Contrasting attitudes toward the United States of America characterize the great divide in this country between right and left, but the similarly crucial distinction between mainstream conservatives and right wing hysterics reflects their radically different assessments of… Canada, of all places. For the first time since the War of 1812, in fact, debate about the true nature of our terminally bland neighbor to the north plays a significant role in American politics.
Fortunately, that unexpected argument seldom displays the bitter intensity of long-running conservative/liberal quarrels about America itself. In his brilliant 2009 book, “Why are Jews Liberals?,” Norman Podhoretz trenchantly observes: “Of course, when we speak of the conflict between Left and Right, or between liberals and conservatives, we are talking about a divide wider and deeper than electoral politics. The great issue between the two communities turns on how they feel about the nature of American society. Again with all exceptions duly noted, I think it fair to say that what the Left mainly sees when it looks at America is injustice and oppression of every kind – economic, social, and political. By sharp contrast, the Right sees a complex of traditions, principles, and institutions that have made it possible for more freedom – and even factoring in periodic economic downturns – more prosperity to be enjoyed by more of its citizens than in any other society known to human history. It follows that what liberals believe needs to be changed or discarded is precisely what conservatives are dedicated to preserving, reinvigorating, and defending against attack.”

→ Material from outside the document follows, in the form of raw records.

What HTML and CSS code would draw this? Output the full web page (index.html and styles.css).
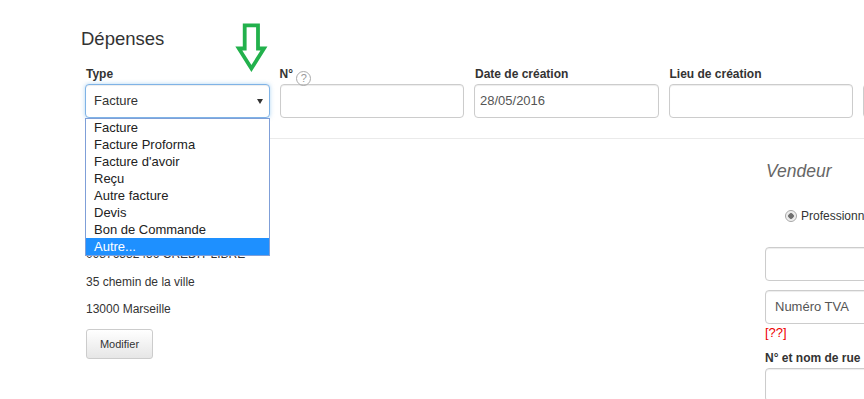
FILE: index.html
```html
<!DOCTYPE html>
<html lang="fr">
<head>
<meta charset="utf-8">
<title>Dépenses</title>
<link rel="stylesheet" href="styles.css">
</head>
<body>
<div class="page">
  <h2 class="title">Dépenses</h2>
  <div class="fields">
    <div class="field">
      <div class="label">Type</div>
      <div class="select focus">Facture<span class="caret"></span></div>
      <ul class="dropdown">
        <li>Facture</li>
        <li>Facture Proforma</li>
        <li>Facture d'avoir</li>
        <li>Reçu</li>
        <li>Autre facture</li>
        <li>Devis</li>
        <li>Bon de Commande</li>
        <li class="selected">Autre...</li>
      </ul>
    </div>
    <div class="field">
      <div class="label nopad">N° <span class="help">?</span></div>
      <div class="input"></div>
    </div>
    <div class="field">
      <div class="label">Date de création</div>
      <div class="input">28/05/2016</div>
    </div>
    <div class="field">
      <div class="label">Lieu de création</div>
      <div class="input"></div>
    </div>
    <div class="field">
      <div class="label">&nbsp;</div>
      <div class="input"></div>
    </div>
  </div>
  <div class="sep"></div>
  <div class="content">
    <div class="left">
      <p class="line">09876532456 CRÉDIT LIBRE</p>
      <p class="line">35 chemin de la ville</p>
      <p class="line">13000 Marseille</p>
      <button class="btn">Modifier</button>
    </div>
    <div class="right">
      <h3 class="subtitle">Vendeur</h3>
      <div class="radio-row"><span class="radio"></span>Professionnel</div>
      <div class="input wide first"></div>
      <div class="input wide second"><span class="placeholder">Numéro TVA</span></div>
      <div class="err">[??]</div>
      <div class="label rue">N° et nom de rue</div>
      <div class="input wide"></div>
    </div>
  </div>
</div>
<svg class="arrow" width="40" height="60" viewBox="230 18 40 60" xmlns="http://www.w3.org/2000/svg">
  <path d="M244.7 25.3 H258 V48.5 H264 L251.4 68.5 L238.8 48.5 H244.7 Z" fill="#fff" stroke="#22b14c" stroke-width="3.8" stroke-linejoin="miter"/>
</svg>
</body>
</html>
```
FILE: styles.css
```css
html, body {
  margin: 0;
  padding: 0;
  background: #fff;
  overflow: hidden;
}
body {
  font-family: "Liberation Sans", Arial, sans-serif;
  color: #333;
  width: 864px;
  height: 399px;
  position: relative;
}
.page {
  padding-left: 80px;
}
.title {
  margin: 0;
  padding-top: 29px;
  font-size: 18.5px;
  line-height: 20px;
  font-weight: normal;
  color: #333;
  padding-left: 1px;
}
.fields {
  margin-top: 17px;
  display: grid;
  grid-template-columns: repeat(5, 194.5px);
}
.field {
  padding: 0 5px;
  position: relative;
}
.label {
  height: 17px;
  line-height: 17px;
  font-size: 12px;
  font-weight: bold;
  margin-bottom: 1px;
  padding-left: 1px;
  white-space: nowrap;
  color: #333;
}
.label.nopad {
  padding-left: 0;
}
.help {
  display: inline-block;
  width: 13px;
  height: 13px;
  border: 1px solid #aaa;
  border-radius: 50%;
  color: #999;
  font-size: 11px;
  font-weight: normal;
  line-height: 13px;
  text-align: center;
  vertical-align: -4px;
  margin-left: 0;
}
.input, .select {
  box-sizing: border-box;
  height: 34px;
  border: 1px solid #ccc;
  border-radius: 4px;
  box-shadow: inset 0 1px 1px rgba(0,0,0,.075);
  font-size: 13px;
  line-height: 32px;
  color: #555;
  padding: 0 5px;
  background: #fff;
  white-space: nowrap;
}
.select {
  position: relative;
  padding-left: 8px;
  color: #333;
}
.select.focus {
  border-color: #7fb3e6;
  box-shadow: inset 0 1px 1px rgba(0,0,0,.075), 0 0 4px rgba(102,175,233,.5);
}
.caret {
  position: absolute;
  right: 6px;
  top: 14px;
  width: 0;
  height: 0;
  border-left: 3px solid transparent;
  border-right: 3px solid transparent;
  border-top: 5px solid #333;
}
.dropdown {
  position: absolute;
  left: 5px;
  right: 5px;
  top: 52px;
  margin: 0;
  padding: 0;
  list-style: none;
  background: #fff;
  border: 1px solid #7f9fd8;
  z-index: 5;
}
.dropdown li {
  font-size: 13px;
  line-height: 17px;
  height: 17px;
  padding: 0 8px;
  color: #222;
  white-space: nowrap;
}
.dropdown li.selected {
  background: #1e90ff;
  color: #fff;
}
.sep {
  margin-top: 20px;
  margin-left: 5px;
  height: 1px;
  background: #eaeaea;
}
.content {
  display: flex;
  padding-left: 6px;
}
.left {
  width: 679px;
  flex: none;
  padding-top: 107px;
}
.line {
  margin: 0 0 10.5px;
  font-size: 12px;
  line-height: 17px;
  color: #333;
  white-space: nowrap;
}
.btn {
  display: block;
  margin-top: 1px;
  box-sizing: border-box;
  width: 67px;
  height: 30px;
  border: 1px solid #ccc;
  border-radius: 3px;
  background: linear-gradient(#fff, #e6e6e6);
  font-family: "Liberation Sans", Arial, sans-serif;
  font-size: 11px;
  color: #333;
  padding: 0;
  text-align: center;
}
.right {
  flex: none;
  width: 220px;
  padding-top: 22px;
}
.subtitle {
  margin: 0;
  font-size: 17.5px;
  line-height: 20px;
  font-style: italic;
  font-weight: normal;
  color: #666;
  padding-left: 1px;
}
.radio-row {
  margin-top: 26.5px;
  padding-left: 20px;
  font-size: 12px;
  line-height: 17px;
  color: #333;
  white-space: nowrap;
  display: flex;
  align-items: center;
}
.radio {
  box-sizing: border-box;
  width: 12px;
  height: 12px;
  border-radius: 50%;
  border: 1px solid #a6a6a6;
  background: radial-gradient(circle, #6f6f6f 0, #6f6f6f 2.5px, #e4e4e4 3px, #f5f5f5 5px);
  margin-right: 4px;
  margin-top: -1px;
}
.wide {
  width: 200px;
}
.first {
  margin-top: 22.5px;
}
.second {
  margin-top: 9px;
  padding-left: 9px;
}
.placeholder {
  color: #555;
}
.err {
  color: #e00;
  font-size: 13px;
  line-height: 17px;
}
.label.rue {
  margin-top: 9px;
  padding-left: 0;
}
.arrow {
  position: absolute;
  left: 230px;
  top: 18px;
}
```
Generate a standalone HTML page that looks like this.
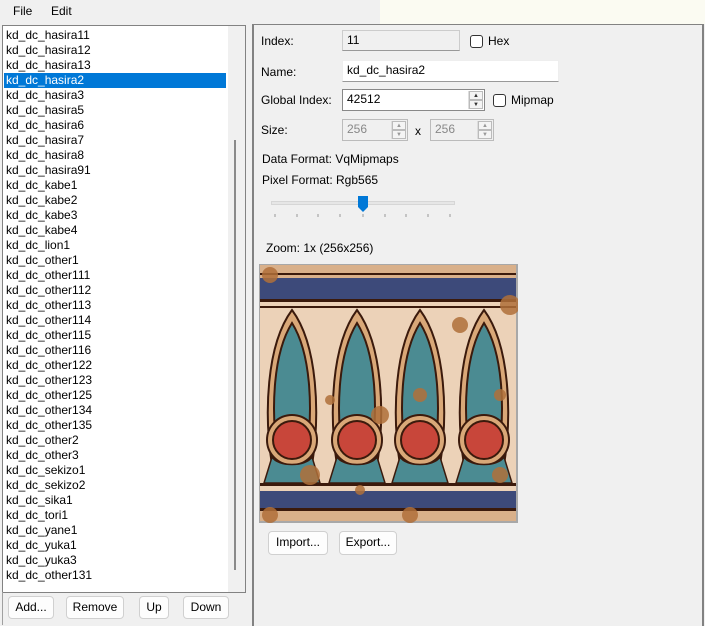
<!DOCTYPE html>
<html><head><meta charset="utf-8"><style>
*{box-sizing:border-box;margin:0;padding:0}
body{width:705px;height:625px;background:#f0f0f0;font-family:"Liberation Sans",sans-serif;font-size:12px;color:#000;position:relative;overflow:hidden}
.a{position:absolute;white-space:nowrap}
.btn{position:absolute;background:#fdfdfd;border:1px solid #d0d0d0;border-radius:4px;text-align:center;line-height:21px;font-size:12px}
.in{position:absolute;border:1px solid #c8c8c8;border-bottom-color:#8a8a8a;background:#fff;padding-left:4px;line-height:18px}
.cb{position:absolute;width:13px;height:13px;border:1px solid #333;border-radius:3px;background:#fff}
.spin{position:absolute;right:1px;top:1px;width:15px;bottom:1px;border-left:1px solid #ddd}
.spin div{height:50%;font-size:6px;text-align:center;line-height:9px;color:#333;border:1px solid #bbb;background:#f4f4f4}
</style></head><body>
<div class="a" style="left:380px;top:0;width:325px;height:24px;background:#fbfbf2"></div>
<div class="a" style="left:13px;top:4px">File</div>
<div class="a" style="left:51px;top:4px">Edit</div>

<div class="a" style="left:2px;top:25px;width:244px;height:568px;border:1px solid #828282;background:#fff"></div>
<div class="a" style="left:228px;top:26px;width:17px;height:566px;background:#f0f0f0"></div>
<div class="a" style="left:234px;top:140px;width:2px;height:430px;background:#8a8a8a"></div>
<div class="a" style="left:4px;top:73px;width:222px;height:15px;background:#0078d7"></div>
<div class="a" style="left:6px;top:28px;line-height:15px;font-size:12px">
kd_dc_hasira11<br>kd_dc_hasira12<br>kd_dc_hasira13<br><span style="color:#fff">kd_dc_hasira2</span><br>kd_dc_hasira3<br>kd_dc_hasira5<br>kd_dc_hasira6<br>kd_dc_hasira7<br>kd_dc_hasira8<br>kd_dc_hasira91<br>kd_dc_kabe1<br>kd_dc_kabe2<br>kd_dc_kabe3<br>kd_dc_kabe4<br>kd_dc_lion1<br>kd_dc_other1<br>kd_dc_other111<br>kd_dc_other112<br>kd_dc_other113<br>kd_dc_other114<br>kd_dc_other115<br>kd_dc_other116<br>kd_dc_other122<br>kd_dc_other123<br>kd_dc_other125<br>kd_dc_other134<br>kd_dc_other135<br>kd_dc_other2<br>kd_dc_other3<br>kd_dc_sekizo1<br>kd_dc_sekizo2<br>kd_dc_sika1<br>kd_dc_tori1<br>kd_dc_yane1<br>kd_dc_yuka1<br>kd_dc_yuka3<br>kd_dc_other131</div>
<div class="a" style="left:2px;top:592px;width:1px;height:33px;background:#a0a0a0"></div>
<div class="btn" style="left:8px;top:596px;width:46px;height:23px">Add...</div>
<div class="btn" style="left:66px;top:596px;width:58px;height:23px">Remove</div>
<div class="btn" style="left:139px;top:596px;width:30px;height:23px">Up</div>
<div class="btn" style="left:183px;top:596px;width:46px;height:23px">Down</div>

<div class="a" style="left:252px;top:24px;width:452px;height:602px;border:1px solid #828282;border-bottom:none;border-right:2px solid #828282;border-left:2px solid #828282"></div>
<div class="a" style="left:261px;top:34px">Index:</div>
<div class="in" style="left:342px;top:30px;width:118px;height:21px;background:#f0f0f0;border-color:#ccc #ccc #999 #ccc">11</div>
<div class="cb" style="left:470px;top:35px"></div>
<div class="a" style="left:488px;top:34px">Hex</div>
<div class="a" style="left:261px;top:65px">Name:</div>
<div class="in" style="left:342px;top:60px;width:217px;height:22px;border-color:#eee #eee #999 #eee">kd_dc_hasira2</div>
<div class="a" style="left:261px;top:93px">Global Index:</div>
<div class="in" style="left:342px;top:89px;width:143px;height:22px;border-color:#888">42512<div class="spin"><div>▲</div><div>▼</div></div></div>
<div class="cb" style="left:493px;top:94px"></div>
<div class="a" style="left:511px;top:93px">Mipmap</div>
<div class="a" style="left:261px;top:123px">Size:</div>
<div class="in" style="left:342px;top:119px;width:66px;height:22px;color:#888;border-color:#bbb;background:#f0f0f0">256<div class="spin"><div style="color:#999">▲</div><div style="color:#999">▼</div></div></div>
<div class="a" style="left:415px;top:124px">x</div>
<div class="in" style="left:430px;top:119px;width:64px;height:22px;color:#888;border-color:#bbb;background:#f0f0f0">256<div class="spin"><div style="color:#999">▲</div><div style="color:#999">▼</div></div></div>
<div class="a" style="left:262px;top:152px">Data Format: VqMipmaps</div>
<div class="a" style="left:262px;top:173px">Pixel Format: Rgb565</div>
<div class="a" style="left:271px;top:201px;width:184px;height:4px;background:#e6e6e6;border:1px solid #d6d6d6"></div>
<svg class="a" style="left:270px;top:194px" width="190" height="26">
<path d="M88 2h10v11l-5 5-5-5z" fill="#0078d7"/>
<g stroke="#999"><line x1="5" y1="20" x2="5" y2="23"/><line x1="27" y1="20" x2="27" y2="23"/><line x1="48" y1="20" x2="48" y2="23"/><line x1="70" y1="20" x2="70" y2="23"/><line x1="93" y1="20" x2="93" y2="23"/><line x1="115" y1="20" x2="115" y2="23"/><line x1="136" y1="20" x2="136" y2="23"/><line x1="158" y1="20" x2="158" y2="23"/><line x1="180" y1="20" x2="180" y2="23"/></g></svg>
<div class="a" style="left:266px;top:241px">Zoom: 1x (256x256)</div>

<svg class="a" style="left:259px;top:264px" width="259" height="259">
<rect x="0" y="0" width="259" height="259" fill="#a8a8a8"/>
<rect x="1" y="1" width="256" height="256" fill="#ecd2b8"/>
<g transform="translate(1,1)">
<rect y="0" width="256" height="14" fill="#d9b08a"/>
<rect y="8" width="256" height="2" fill="#3b1a0c"/>
<rect y="13" width="256" height="21" fill="#3d4a7a"/>
<rect y="34" width="256" height="3" fill="#3b1a0c"/>
<rect y="37" width="256" height="4" fill="#ecd2b8"/>
<rect y="41" width="256" height="2" fill="#3b1a0c"/>
<g id="p">
<path d="M32 45 C6 80 4 150 12 200 L52 200 C60 150 58 80 32 45z" fill="#d9a878" stroke="#3b1a0c" stroke-width="2"/>
<path d="M32 58 C12 90 11 150 18 190 L46 190 C53 150 52 90 32 58z" fill="#4b8b92" stroke="#3b1a0c" stroke-width="2"/>
<circle cx="32" cy="175" r="25" fill="#d9a878" stroke="#3b1a0c" stroke-width="2"/>
<circle cx="32" cy="175" r="19" fill="#c8463a" stroke="#3b1a0c" stroke-width="2"/>
<path d="M12 192 L4 218 L60 218 L52 192 C46 202 18 202 12 192z" fill="#4b8b92" stroke="#3b1a0c" stroke-width="1.5"/>
</g>
<use href="#p" x="65"/><use href="#p" x="128"/><use href="#p" x="192"/>
<rect y="218" width="256" height="3" fill="#3b1a0c"/>
<rect y="221" width="256" height="5" fill="#ecd2b8"/>
<rect y="226" width="256" height="17" fill="#3d4a7a"/>
<rect y="243" width="256" height="3" fill="#3b1a0c"/>
<rect y="246" width="256" height="10" fill="#d9b08a"/>
<g fill="#b0703a" opacity=".85"><circle cx="120" cy="150" r="9"/><circle cx="200" cy="60" r="8"/><circle cx="250" cy="40" r="10"/><circle cx="70" cy="135" r="5"/><circle cx="50" cy="210" r="10"/><circle cx="240" cy="130" r="6"/><circle cx="160" cy="130" r="7"/><circle cx="10" cy="250" r="8"/><circle cx="150" cy="250" r="8"/><circle cx="240" cy="210" r="8"/><circle cx="100" cy="225" r="5"/><circle cx="10" cy="10" r="8"/></g>
</g></svg>

<div class="btn" style="left:268px;top:531px;width:60px;height:24px">Import...</div>
<div class="btn" style="left:339px;top:531px;width:58px;height:24px">Export...</div>
</body></html>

As if to illustrate his point, one of the leaders of Democratic efforts to overhaul health care recently expressed her jubilation that her nation might finally shed its distinctive but benighted individualistic traditions and embrace the enlightened approaches of the rest of the civilized world. Congresswoman Louise Slaughter, the upstate New York Democrat who chairs the House Rules Committee, exulted to the Wall Street Journal after Obama’s triumph on insurance reform: “It makes me so happy that, after 100 years, we can finally catch up with the rest of the world!”